Known for his overwhelming honesty and integrity, as well as his belief in the benevolence of government, Florida’s 37th governor Reubin Askew died today in Tallahassee.
Askew is considered one of the greatest and most popular governors of Florida and served from 1971 to 1979. He was recognized by Harvard’s John F. Kennedy School as one of the top 10 governors of the 20th century.
Reubin Askew was born in Muskogee, Oklahoma in 1928 and moved with his family to Pensacola in 1937. In 1946 Askew entered the Army as a paratrooper, serving for two years. During the Korean War, Askew served in the Air Force from 1951 to 1953.
A graduate of both Florida State University and the University of Florida Law School, Askew began his public career as Assistant County Solicitor for Escambia County in 1956. He went on to represent his district in the Florida House and Senate, serving as president pro tempore in 1969-70. In that same year he won the election as Florida’s governor and subsequently was re-elected to another four-year term.

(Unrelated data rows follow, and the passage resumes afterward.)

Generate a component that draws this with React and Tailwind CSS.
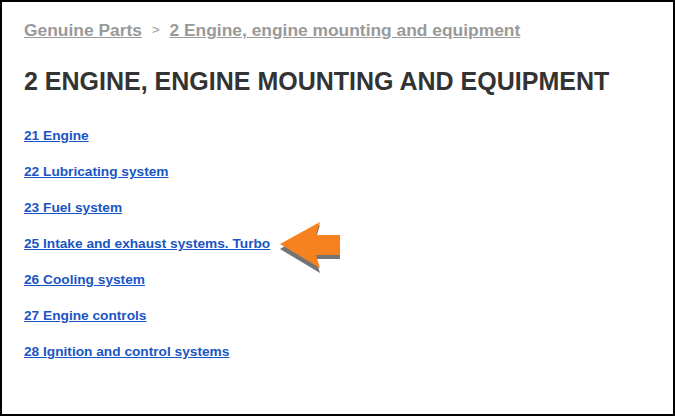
import React from 'react';

const sections = [
    '21 Engine',
    '22 Lubricating system',
    '23 Fuel system',
    '25 Intake and exhaust systems. Turbo',
    '26 Cooling system',
    '27 Engine controls',
    '28 Ignition and control systems',
];

function Arrow() {
    // annotation pointing at the Turbo link
    return (
        <svg className="absolute left-[276px] top-[217px]" width="66" height="56" viewBox="0 0 66 56">
            <polygon
                points="2,27 42,3 38,16 62,16 62,37 38,37 42,51"
                fill="#5c5c5c"
                transform="translate(0,3)"
                opacity="0.85"
            />
            <polygon points="2,25 42,3 38,16 62,16 62,36 38,36 42,49" fill="#f5821f" />
        </svg>
    );
}

export default function App() {
    return (
        <div className="relative w-[675px] h-[416px] border-2 border-black bg-white px-[22px] pt-[18px] font-['Liberation_Sans',Arial,sans-serif]">
            <div className="flex items-center text-[17.4px] leading-[20px] font-bold text-[#999999]">
                <a href="#" className="underline">Genuine Parts</a>
                <span className="mx-[10px] text-[13px] font-normal">&gt;</span>
                <a href="#" className="underline">2 Engine, engine mounting and equipment</a>
            </div>

            <h1 className="mt-[26px] text-[25px] leading-[30px] font-bold text-[#333333]">
                2 ENGINE, ENGINE MOUNTING AND EQUIPMENT
            </h1>

            <ul className="mt-[22px] flex flex-col">
                {sections.map((s, i) => (
                    <li key={i} className="text-[13.7px] leading-[36px] h-[36px]">
                        <a href="#" className="font-bold text-[#1a55c5] underline">{s}</a>
                    </li>
                ))}
            </ul>

            <Arrow />
        </div>
    );
}
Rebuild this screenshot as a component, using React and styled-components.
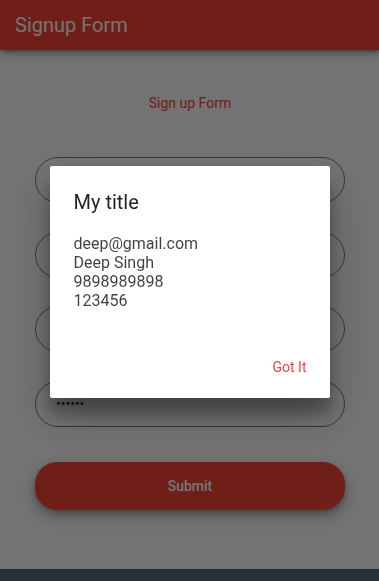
import React from "react";
import styled, { createGlobalStyle } from "styled-components";

const Global = createGlobalStyle`
  html, body { margin: 0; padding: 0; height: 100%; overflow: hidden; }
  body { font-family: Roboto, "Noto Sans", Arial, sans-serif; background: #fafafa; }
  * { box-sizing: border-box; }
`;

const Page = styled.div`
  min-height: 100vh;
  background: #fafafa;
  display: flex;
  flex-direction: column;
`;

const AppBar = styled.header`
  height: 50px;
  background: #f44336;
  display: flex;
  align-items: center;
  padding: 0 15px;
  box-shadow: 0 3px 8px rgba(0, 0, 0, 0.35), 0 1px 3px rgba(0, 0, 0, 0.25);
  position: relative;
  z-index: 1;
`;

const AppTitle = styled.h1`
  margin: 0;
  font-size: 20px;
  font-weight: 400;
  color: #ffffff;
  line-height: 24px;
`;

const Form = styled.form`
  display: flex;
  flex-direction: column;
  padding: 43px 34px 0 35px;
`;

const FormHeading = styled.h2`
  margin: 0 0 44px;
  text-align: center;
  font-size: 14px;
  font-weight: 400;
  line-height: 20px;
  color: #f44336;
`;

const Fields = styled.div`
  display: flex;
  flex-direction: column;
  gap: 28.5px;
`;

const Field = styled.input`
  height: 46px;
  width: 100%;
  border: 1px solid #7a7a7a;
  border-radius: 23px;
  background: transparent;
  padding: 0 20px;
  font-family: Roboto, Arial, sans-serif;
  font-size: 14px;
  color: #333;
  outline: none;
`;

const SubmitButton = styled.button`
  margin-top: 35.5px;
  height: 48px;
  width: 100%;
  border: none;
  border-radius: 22px;
  background: #f44336;
  color: #ffffff;
  font-family: Roboto, Arial, sans-serif;
  font-size: 14px;
  font-weight: 500;
  box-shadow: 0 6px 14px rgba(0, 0, 0, 0.3), 0 2px 5px rgba(0, 0, 0, 0.2);
`;

const Overlay = styled.div`
  position: fixed;
  inset: 0;
  background: rgba(0, 0, 0, 0.54);
  display: flex;
  justify-content: center;
  align-items: center;
  padding-bottom: 17px;
  z-index: 10;
`;

const Dialog = styled.div`
  width: 280px;
  height: 232px;
  background: #ffffff;
  border-radius: 2px;
  display: flex;
  flex-direction: column;
  box-shadow: 0 19px 38px rgba(0, 0, 0, 0.3), 0 15px 12px rgba(0, 0, 0, 0.22);
`;

const DialogTitle = styled.h3`
  margin: 0;
  padding: 24px 24px 0;
  font-size: 20px;
  font-weight: 400;
  line-height: 24px;
  color: rgba(0, 0, 0, 0.87);
`;

const DialogBody = styled.div`
  padding: 19.5px 24px 0;
  font-size: 16px;
  line-height: 19px;
  color: rgba(0, 0, 0, 0.75);
`;

const DialogActions = styled.div`
  margin-top: auto;
  display: flex;
  justify-content: flex-end;
  padding: 0 15px 13px;
`;

const TextButton = styled.button`
  height: 36px;
  border: none;
  background: transparent;
  padding: 0 8px;
  font-family: Roboto, Arial, sans-serif;
  font-size: 14px;
  color: #f44336;
`;

const Snackbar = styled.div`
  position: fixed;
  left: 0;
  right: 0;
  bottom: 0;
  height: 12px;
  overflow: hidden;
  background: #263238;
  z-index: 20;
  padding-top: 10px;
  text-align: center;
`;

const SnackText = styled.span`
  font-size: 14px;
  line-height: 20px;
  color: #ffffff;
  letter-spacing: 1.8px;
`;

const details = ["deep@gmail.com", "Deep Singh", "9898989898", "123456"];

export default function App() {
  return (
    <>
      <Global />
      <Page>
        <AppBar>
          <AppTitle>Signup Form</AppTitle>
        </AppBar>
        <Form onSubmit={(e) => e.preventDefault()}>
          <FormHeading>Sign up Form</FormHeading>
          <Fields>
            <Field type="email" defaultValue="deep@gmail.com" />
            <Field type="text" defaultValue="Deep Singh" />
            <Field type="tel" defaultValue="9898989898" />
            <Field type="password" defaultValue="123456" />
          </Fields>
          <SubmitButton type="submit">Submit</SubmitButton>
        </Form>
      </Page>
      <Overlay>
        <Dialog role="dialog">
          <DialogTitle>My title</DialogTitle>
          <DialogBody>
            {details.map((d) => (
              <div key={d}>{d}</div>
            ))}
          </DialogBody>
          <DialogActions>
            <TextButton>Got It</TextButton>
          </DialogActions>
        </Dialog>
      </Overlay>
      <Snackbar>
        <SnackText>record was saved</SnackText>
      </Snackbar>
    </>
  );
}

As governor, Askew pushed through corporate income tax legislation, supported desegregation of Florida’s schools through busing, and championed open government laws that endure today and are unique to this state.
After his term of office ended, Askew served in President Carter’s cabinet as U.S. Trade Representative and ran unsuccessfully for the U.S. presidency in 1984.
While continuing his legal career, Askew served as a professor of public policy at the Florida Institute of Government which bears his name. He will be remembered as a consummate leader who was true to his word and values and as a governor who was able to work across party lines for the benefit of the people of Florida.